— Code that builds pages —
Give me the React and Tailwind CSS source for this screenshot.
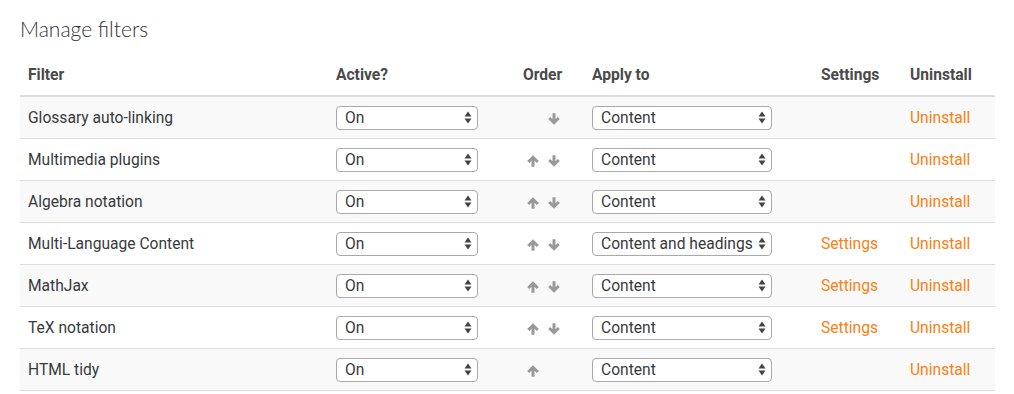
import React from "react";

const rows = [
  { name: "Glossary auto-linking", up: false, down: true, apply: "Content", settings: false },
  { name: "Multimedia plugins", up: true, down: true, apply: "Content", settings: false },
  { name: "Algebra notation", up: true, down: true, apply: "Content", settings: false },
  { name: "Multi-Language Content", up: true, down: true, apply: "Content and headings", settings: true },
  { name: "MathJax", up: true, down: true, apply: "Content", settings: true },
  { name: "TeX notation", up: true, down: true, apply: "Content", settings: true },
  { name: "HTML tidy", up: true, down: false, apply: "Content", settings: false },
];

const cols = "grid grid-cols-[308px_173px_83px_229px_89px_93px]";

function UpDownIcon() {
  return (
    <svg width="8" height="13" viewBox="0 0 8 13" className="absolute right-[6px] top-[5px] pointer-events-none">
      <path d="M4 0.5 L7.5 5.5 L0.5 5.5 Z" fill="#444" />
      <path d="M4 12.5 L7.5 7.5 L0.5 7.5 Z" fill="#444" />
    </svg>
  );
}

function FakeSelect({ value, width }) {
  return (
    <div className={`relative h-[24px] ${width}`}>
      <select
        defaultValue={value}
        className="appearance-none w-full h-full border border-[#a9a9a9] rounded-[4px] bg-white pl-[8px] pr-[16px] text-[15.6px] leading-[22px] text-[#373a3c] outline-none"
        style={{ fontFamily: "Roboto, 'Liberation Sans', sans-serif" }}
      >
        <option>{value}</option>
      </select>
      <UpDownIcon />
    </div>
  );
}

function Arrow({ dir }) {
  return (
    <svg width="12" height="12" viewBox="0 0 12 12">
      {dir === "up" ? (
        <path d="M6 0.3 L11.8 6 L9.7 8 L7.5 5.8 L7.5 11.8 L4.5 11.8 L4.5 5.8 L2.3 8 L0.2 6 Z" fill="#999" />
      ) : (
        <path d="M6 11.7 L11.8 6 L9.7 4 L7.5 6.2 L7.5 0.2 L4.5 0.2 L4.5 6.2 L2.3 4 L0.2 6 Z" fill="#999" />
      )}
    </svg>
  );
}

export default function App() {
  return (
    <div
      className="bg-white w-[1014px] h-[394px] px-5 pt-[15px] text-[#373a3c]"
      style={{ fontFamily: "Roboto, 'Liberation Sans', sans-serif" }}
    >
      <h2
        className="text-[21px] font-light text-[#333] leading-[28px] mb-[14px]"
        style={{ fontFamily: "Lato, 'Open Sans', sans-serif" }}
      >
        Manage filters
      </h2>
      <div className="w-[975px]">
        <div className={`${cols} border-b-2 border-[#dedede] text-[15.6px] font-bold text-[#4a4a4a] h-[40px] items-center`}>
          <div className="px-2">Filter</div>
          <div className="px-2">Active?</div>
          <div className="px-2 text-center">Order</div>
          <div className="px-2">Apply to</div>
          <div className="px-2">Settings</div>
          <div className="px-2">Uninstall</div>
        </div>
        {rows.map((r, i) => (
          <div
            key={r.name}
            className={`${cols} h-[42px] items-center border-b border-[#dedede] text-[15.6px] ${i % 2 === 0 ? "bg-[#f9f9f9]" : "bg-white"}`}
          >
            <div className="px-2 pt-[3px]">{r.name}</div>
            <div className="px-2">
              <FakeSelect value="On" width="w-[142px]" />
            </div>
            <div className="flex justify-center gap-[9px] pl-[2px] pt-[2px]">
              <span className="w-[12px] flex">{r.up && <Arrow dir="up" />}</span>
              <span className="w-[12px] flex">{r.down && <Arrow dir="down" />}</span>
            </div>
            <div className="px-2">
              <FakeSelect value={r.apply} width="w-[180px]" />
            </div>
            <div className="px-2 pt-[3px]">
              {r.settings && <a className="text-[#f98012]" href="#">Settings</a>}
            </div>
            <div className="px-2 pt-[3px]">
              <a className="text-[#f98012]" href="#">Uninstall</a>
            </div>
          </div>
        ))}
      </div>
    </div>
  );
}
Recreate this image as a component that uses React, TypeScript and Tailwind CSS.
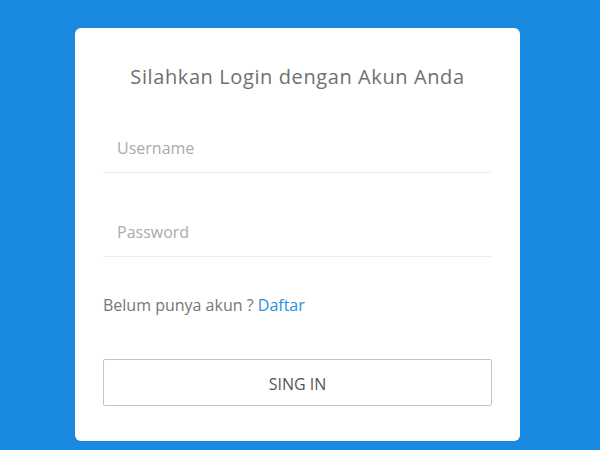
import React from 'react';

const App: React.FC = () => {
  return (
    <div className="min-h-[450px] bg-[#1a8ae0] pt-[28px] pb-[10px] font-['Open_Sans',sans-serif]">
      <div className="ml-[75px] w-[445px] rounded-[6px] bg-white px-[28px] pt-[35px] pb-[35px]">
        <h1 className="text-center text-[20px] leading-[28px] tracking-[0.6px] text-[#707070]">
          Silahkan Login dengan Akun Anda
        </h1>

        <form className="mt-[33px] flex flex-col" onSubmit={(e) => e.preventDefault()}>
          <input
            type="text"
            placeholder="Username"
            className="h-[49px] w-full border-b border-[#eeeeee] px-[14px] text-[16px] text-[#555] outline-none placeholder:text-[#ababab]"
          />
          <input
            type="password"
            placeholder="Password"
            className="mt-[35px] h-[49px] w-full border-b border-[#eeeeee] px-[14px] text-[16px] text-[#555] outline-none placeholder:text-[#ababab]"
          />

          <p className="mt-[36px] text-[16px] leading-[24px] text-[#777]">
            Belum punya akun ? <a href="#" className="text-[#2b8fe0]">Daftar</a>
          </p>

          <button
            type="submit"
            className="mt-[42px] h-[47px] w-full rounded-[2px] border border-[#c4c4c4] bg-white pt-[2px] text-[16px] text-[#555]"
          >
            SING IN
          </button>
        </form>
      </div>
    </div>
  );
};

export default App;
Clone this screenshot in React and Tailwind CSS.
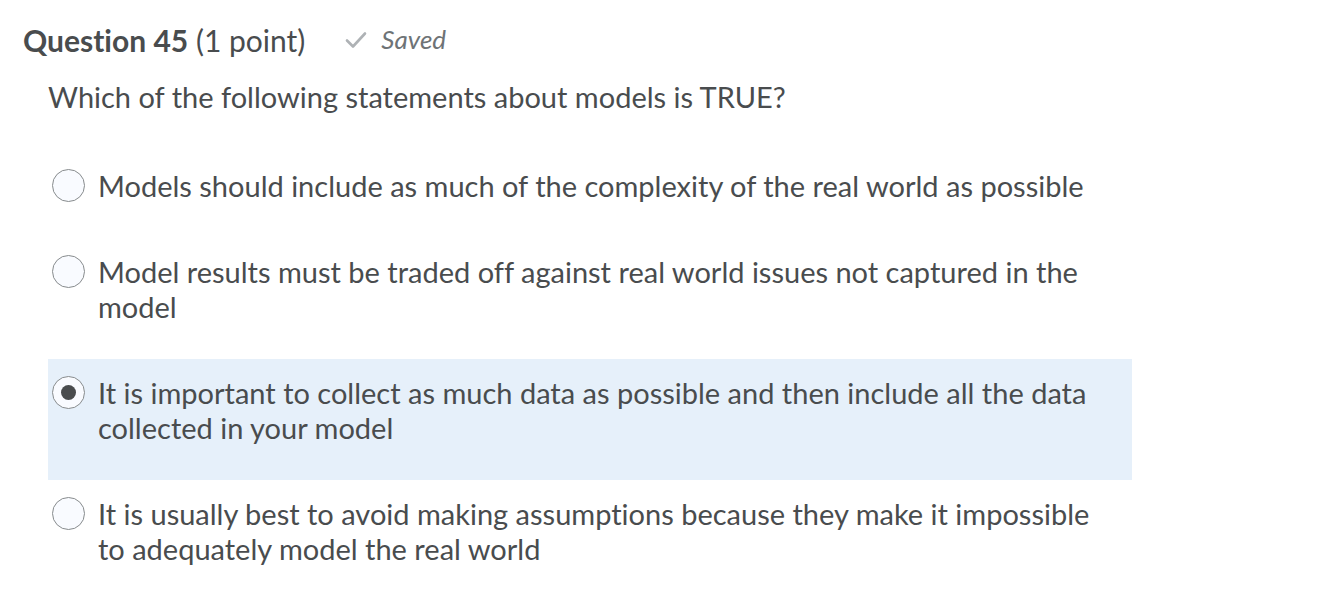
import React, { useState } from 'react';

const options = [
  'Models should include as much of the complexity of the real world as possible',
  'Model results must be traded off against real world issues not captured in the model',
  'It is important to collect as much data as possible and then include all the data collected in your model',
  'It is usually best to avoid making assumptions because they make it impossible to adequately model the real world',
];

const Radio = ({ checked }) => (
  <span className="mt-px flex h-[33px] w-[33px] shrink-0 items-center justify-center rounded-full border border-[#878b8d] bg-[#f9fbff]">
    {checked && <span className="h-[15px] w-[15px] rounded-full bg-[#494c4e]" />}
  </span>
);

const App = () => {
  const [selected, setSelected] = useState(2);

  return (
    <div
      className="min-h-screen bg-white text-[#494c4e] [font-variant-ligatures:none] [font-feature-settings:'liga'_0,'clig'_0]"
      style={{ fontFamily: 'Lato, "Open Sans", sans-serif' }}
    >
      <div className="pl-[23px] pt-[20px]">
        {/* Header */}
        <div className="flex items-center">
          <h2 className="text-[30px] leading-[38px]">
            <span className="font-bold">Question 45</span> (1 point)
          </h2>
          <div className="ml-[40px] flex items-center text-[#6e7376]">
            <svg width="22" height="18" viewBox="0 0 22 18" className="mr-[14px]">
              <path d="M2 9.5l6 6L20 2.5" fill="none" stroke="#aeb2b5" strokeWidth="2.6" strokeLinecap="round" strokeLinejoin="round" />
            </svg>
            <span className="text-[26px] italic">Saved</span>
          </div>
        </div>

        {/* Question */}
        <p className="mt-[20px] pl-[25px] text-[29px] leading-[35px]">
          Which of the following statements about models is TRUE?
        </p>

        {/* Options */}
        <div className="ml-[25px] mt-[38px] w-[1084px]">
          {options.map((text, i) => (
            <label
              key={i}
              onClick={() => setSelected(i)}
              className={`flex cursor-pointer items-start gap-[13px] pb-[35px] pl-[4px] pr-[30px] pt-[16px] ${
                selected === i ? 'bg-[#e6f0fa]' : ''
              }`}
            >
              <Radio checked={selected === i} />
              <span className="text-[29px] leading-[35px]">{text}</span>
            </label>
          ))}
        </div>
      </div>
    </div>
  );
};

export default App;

— Written request —
Pictures in the data above should not be copied; transcribe everything else exactly.

— Reply to the exercise —
Give me the React and Tailwind CSS source for this screenshot.
import React from "react";

const rows = [
  { name: "Glossary auto-linking", up: false, down: true, apply: "Content", settings: false },
  { name: "Multimedia plugins", up: true, down: true, apply: "Content", settings: false },
  { name: "Algebra notation", up: true, down: true, apply: "Content", settings: false },
  { name: "Multi-Language Content", up: true, down: true, apply: "Content and headings", settings: true },
  { name: "MathJax", up: true, down: true, apply: "Content", settings: true },
  { name: "TeX notation", up: true, down: true, apply: "Content", settings: true },
  { name: "HTML tidy", up: true, down: false, apply: "Content", settings: false },
];

const cols = "grid grid-cols-[308px_173px_83px_229px_89px_93px]";

function UpDownIcon() {
  return (
    <svg width="8" height="13" viewBox="0 0 8 13" className="absolute right-[6px] top-[5px] pointer-events-none">
      <path d="M4 0.5 L7.5 5.5 L0.5 5.5 Z" fill="#444" />
      <path d="M4 12.5 L7.5 7.5 L0.5 7.5 Z" fill="#444" />
    </svg>
  );
}

function FakeSelect({ value, width }) {
  return (
    <div className={`relative h-[24px] ${width}`}>
      <select
        defaultValue={value}
        className="appearance-none w-full h-full border border-[#a9a9a9] rounded-[4px] bg-white pl-[8px] pr-[16px] text-[15.6px] leading-[22px] text-[#373a3c] outline-none"
        style={{ fontFamily: "Roboto, 'Liberation Sans', sans-serif" }}
      >
        <option>{value}</option>
      </select>
      <UpDownIcon />
    </div>
  );
}

function Arrow({ dir }) {
  return (
    <svg width="12" height="12" viewBox="0 0 12 12">
      {dir === "up" ? (
        <path d="M6 0.3 L11.8 6 L9.7 8 L7.5 5.8 L7.5 11.8 L4.5 11.8 L4.5 5.8 L2.3 8 L0.2 6 Z" fill="#999" />
      ) : (
        <path d="M6 11.7 L11.8 6 L9.7 4 L7.5 6.2 L7.5 0.2 L4.5 0.2 L4.5 6.2 L2.3 4 L0.2 6 Z" fill="#999" />
      )}
    </svg>
  );
}

export default function App() {
  return (
    <div
      className="bg-white w-[1014px] h-[394px] px-5 pt-[15px] text-[#373a3c]"
      style={{ fontFamily: "Roboto, 'Liberation Sans', sans-serif" }}
    >
      <h2
        className="text-[21px] font-light text-[#333] leading-[28px] mb-[14px]"
        style={{ fontFamily: "Lato, 'Open Sans', sans-serif" }}
      >
        Manage filters
      </h2>
      <div className="w-[975px]">
        <div className={`${cols} border-b-2 border-[#dedede] text-[15.6px] font-bold text-[#4a4a4a] h-[40px] items-center`}>
          <div className="px-2">Filter</div>
          <div className="px-2">Active?</div>
          <div className="px-2 text-center">Order</div>
          <div className="px-2">Apply to</div>
          <div className="px-2">Settings</div>
          <div className="px-2">Uninstall</div>
        </div>
        {rows.map((r, i) => (
          <div
            key={r.name}
            className={`${cols} h-[42px] items-center border-b border-[#dedede] text-[15.6px] ${i % 2 === 0 ? "bg-[#f9f9f9]" : "bg-white"}`}
          >
            <div className="px-2 pt-[3px]">{r.name}</div>
            <div className="px-2">
              <FakeSelect value="On" width="w-[142px]" />
            </div>
            <div className="flex justify-center gap-[9px] pl-[2px] pt-[2px]">
              <span className="w-[12px] flex">{r.up && <Arrow dir="up" />}</span>
              <span className="w-[12px] flex">{r.down && <Arrow dir="down" />}</span>
            </div>
            <div className="px-2">
              <FakeSelect value={r.apply} width="w-[180px]" />
            </div>
            <div className="px-2 pt-[3px]">
              {r.settings && <a className="text-[#f98012]" href="#">Settings</a>}
            </div>
            <div className="px-2 pt-[3px]">
              <a className="text-[#f98012]" href="#">Uninstall</a>
            </div>
          </div>
        ))}
      </div>
    </div>
  );
}
Recreate this image as a component that uses React, TypeScript and Tailwind CSS.
import React from 'react';

const App: React.FC = () => {
  return (
    <div className="min-h-[450px] bg-[#1a8ae0] pt-[28px] pb-[10px] font-['Open_Sans',sans-serif]">
      <div className="ml-[75px] w-[445px] rounded-[6px] bg-white px-[28px] pt-[35px] pb-[35px]">
        <h1 className="text-center text-[20px] leading-[28px] tracking-[0.6px] text-[#707070]">
          Silahkan Login dengan Akun Anda
        </h1>

        <form className="mt-[33px] flex flex-col" onSubmit={(e) => e.preventDefault()}>
          <input
            type="text"
            placeholder="Username"
            className="h-[49px] w-full border-b border-[#eeeeee] px-[14px] text-[16px] text-[#555] outline-none placeholder:text-[#ababab]"
          />
          <input
            type="password"
            placeholder="Password"
            className="mt-[35px] h-[49px] w-full border-b border-[#eeeeee] px-[14px] text-[16px] text-[#555] outline-none placeholder:text-[#ababab]"
          />

          <p className="mt-[36px] text-[16px] leading-[24px] text-[#777]">
            Belum punya akun ? <a href="#" className="text-[#2b8fe0]">Daftar</a>
          </p>

          <button
            type="submit"
            className="mt-[42px] h-[47px] w-full rounded-[2px] border border-[#c4c4c4] bg-white pt-[2px] text-[16px] text-[#555]"
          >
            SING IN
          </button>
        </form>
      </div>
    </div>
  );
};

export default App;
Clone this screenshot in React and Tailwind CSS.
import React, { useState } from 'react';

const options = [
  'Models should include as much of the complexity of the real world as possible',
  'Model results must be traded off against real world issues not captured in the model',
  'It is important to collect as much data as possible and then include all the data collected in your model',
  'It is usually best to avoid making assumptions because they make it impossible to adequately model the real world',
];

const Radio = ({ checked }) => (
  <span className="mt-px flex h-[33px] w-[33px] shrink-0 items-center justify-center rounded-full border border-[#878b8d] bg-[#f9fbff]">
    {checked && <span className="h-[15px] w-[15px] rounded-full bg-[#494c4e]" />}
  </span>
);

const App = () => {
  const [selected, setSelected] = useState(2);

  return (
    <div
      className="min-h-screen bg-white text-[#494c4e] [font-variant-ligatures:none] [font-feature-settings:'liga'_0,'clig'_0]"
      style={{ fontFamily: 'Lato, "Open Sans", sans-serif' }}
    >
      <div className="pl-[23px] pt-[20px]">
        {/* Header */}
        <div className="flex items-center">
          <h2 className="text-[30px] leading-[38px]">
            <span className="font-bold">Question 45</span> (1 point)
          </h2>
          <div className="ml-[40px] flex items-center text-[#6e7376]">
            <svg width="22" height="18" viewBox="0 0 22 18" className="mr-[14px]">
              <path d="M2 9.5l6 6L20 2.5" fill="none" stroke="#aeb2b5" strokeWidth="2.6" strokeLinecap="round" strokeLinejoin="round" />
            </svg>
            <span className="text-[26px] italic">Saved</span>
          </div>
        </div>

        {/* Question */}
        <p className="mt-[20px] pl-[25px] text-[29px] leading-[35px]">
          Which of the following statements about models is TRUE?
        </p>

        {/* Options */}
        <div className="ml-[25px] mt-[38px] w-[1084px]">
          {options.map((text, i) => (
            <label
              key={i}
              onClick={() => setSelected(i)}
              className={`flex cursor-pointer items-start gap-[13px] pb-[35px] pl-[4px] pr-[30px] pt-[16px] ${
                selected === i ? 'bg-[#e6f0fa]' : ''
              }`}
            >
              <Radio checked={selected === i} />
              <span className="text-[29px] leading-[35px]">{text}</span>
            </label>
          ))}
        </div>
      </div>
    </div>
  );
};

export default App;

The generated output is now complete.